If all this merging business seems too complicated, remember that you are completely free at this point to clobber the other person’s edits by simply copying the .#filename.revision backup file to filename and checking it in (although the person who made those edits probably won’t be very happy).
Managing Repository Size
Since all technology information is being kept in the repository, There is a danger of the repository becoming far too large. We can keep the size down by selectively making versions of certain files “obsolete”. This is done with the “cvs admin -o” command, as described in section A.6.1 page 88 of the CVS Manual.

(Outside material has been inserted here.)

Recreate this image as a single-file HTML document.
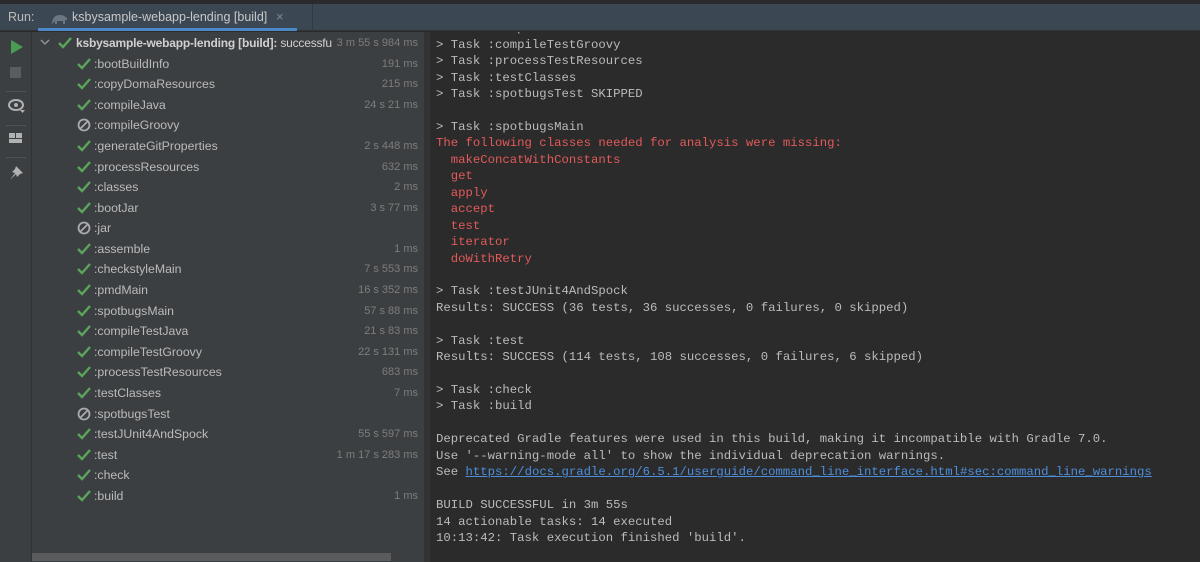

Another thing to keep track of is the log of all commits, which can be found in CVSROOT/updatelog. This file can get quite large over time, and so it’s good to truncate it once in a while.
Handling Binary Files
As described above under Adding New Files and Directories, binary files should be added with the “-kb” option to avoid keyword substitution (which would corrupt the file whenever it is checked in, as illustrated in chapter 9 of the CVS Manual). If you want to check to see if a binary file has been added to the repository correctly, you can do this in one of two ways:
- Use cvs status to check the status of the file. Text files should show Sticky Options as “(none)”, while binary files should show “-kb”.
- Use cvs log to list the revision history of the file. Text files should show keyword substitution as “kv”, while binary files should show “b”.